Nürnberg kämpft gegen religiöse Radikalisierung

© Wolfgang Heilig-Achneck

"Dabei konzentriere ich mich zumindest in einer ersten Phase eindeutig auf der Vorbeugung gegen religiös bedingte Radikalisierung", so Christian Mätzler. Denn das gilt derzeit immer noch als drängendstes Problem. Nach drei Jahren als Asylkoordinator und Leiter der Fachstelle Flüchtlinge beim Sozialamt ist der Sozialpädagoge jetzt, vorerst für zwei Jahre, als "Koordinator für Radikalisierungsprävention" zum Jugendamt gewechselt – wo er von seinen Erfahrungen in der bisherigen Arbeit mit Menschen aus islamisch geprägten Ländern zu profitieren hofft. 

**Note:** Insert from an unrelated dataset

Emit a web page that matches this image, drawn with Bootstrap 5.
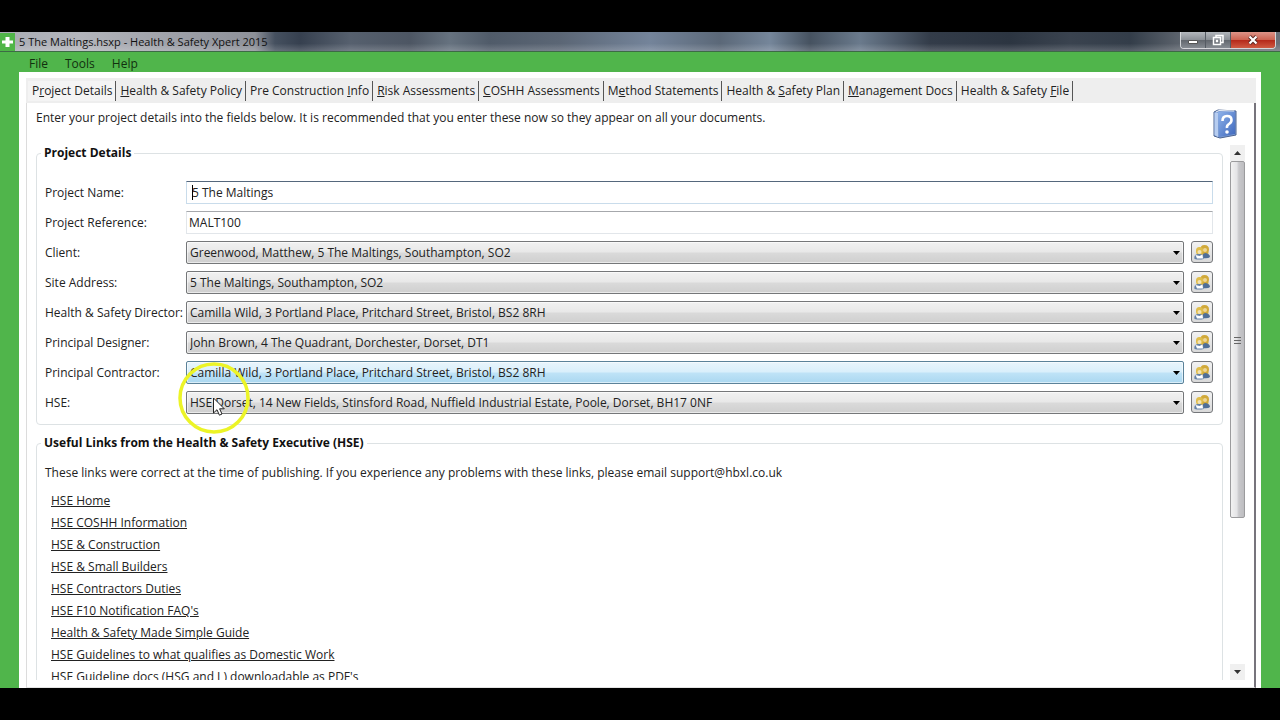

Dabei muss er keineswegs bei Null anfangen: Bereits seit zwei Jahren ist Nabil Hourani, ein Politikwissenschaftler im Dienst des Menschenrechtsbüros, auf diesem Feld aktiv. Ein von ihm betreutes Präventionsnetzwerk ist zudem eingebunden in einen bayerischen Zusammenschluss. Obendrein hat das Landeskriminalamt ein "Kompetenzzentrum für Deradikalisierung" geschaffen. Und schließlich betreibt auch das Nürnberger Bundesamt für Migration und Flüchtlinge (Bamf) dazu eine Beratungsstelle. 

Direkter Kontakt zu möglichen Betroffenen

"Aber wir wollen noch früher ansetzen und junge Leute möglichst schon im Ansatz gegen eine mögliche Radikalisierung immunisieren, also noch ehe sich problematische Tendenzen zeigen", erläutert Mätzler. Dabei kann und wird er selbst eher selten direkte Kontakte zu möglichen Betroffenen aufnehmen. Er setzt vor allem auf die weitere Vernetzung speziell von Schule, Jugendhilfe und der offenen Kinder- und Jugendarbeit sowie den Jugendmigrationsdiensten etwa der Arbeiterwohlfahrt (Awo). Dann habe Sozialarbeit auch die reelle Chance, etwas zu bewirken.

Unabhängig von der religiösen Spielart ist Radikalisierung, verbunden mit Ideologien, alles andere als ein neues Phänomen. "Alle Radikalisierungsprozesse weisen große Ähnlichkeiten auf, von den Schwierigkeiten mit den Eltern über eigene Erfahrungen von Ausgrenzung bis zum Wunsch zu provozieren", erläutert Mätzler. Im Kern geht es meistens um die Ausbildung der eigenen Identität. Und da gebe es durchaus "passendes Handwerkszeug", ist der Pädagoge überzeugt. 

Keine seriösen Zahlen für Nürnberg

Konkrete Zahlen, mit wie vielen Gefährdeten oder gar schon strammen Anhängern der islamistischen Bewegung in Nürnberg zu rechnen ist, könne er allerdings nicht nennen. "Dazu gibt es keine seriöse Erhebung – und für unsere praktische Arbeit ist das auch gar nicht so wichtig", beteuert der Sozialpädagoge. Die Behörden gehen von mehr als 600 eingefleischten Salafisten im Freistaat aus, in Nürnberg sollen es zuletzt um die 50 gewesen sein.

"Das Religiöse ist oder war mir eigentlich eher fremd", räumt Mätzler offen ein. Die kritische Distanz wird er sich freilich wahren – aber eben doch zu verstehen versuchen, was religiösen Fanatismus für manche junge Leute attraktiv macht. "Das konnte sich doch noch vor zehn oder 15 Jahren kaum einer vorstellen."

Das Jugendamt aber will das Thema dabei auf Dauer bewusst weiter fassen, betont die zuständige Abteilungsleiterin Beate Meyer und unterstreicht den Vorrang der sogenannten Universalprävention. "Wir haben alle Alters- und Zielgruppen im Blick und wollen sie gegen negative Einflüsse so stärken und befähigen, dass sie sich wehren können und nicht auf das hereinfallen, was ihnen vorgegaukelt wird."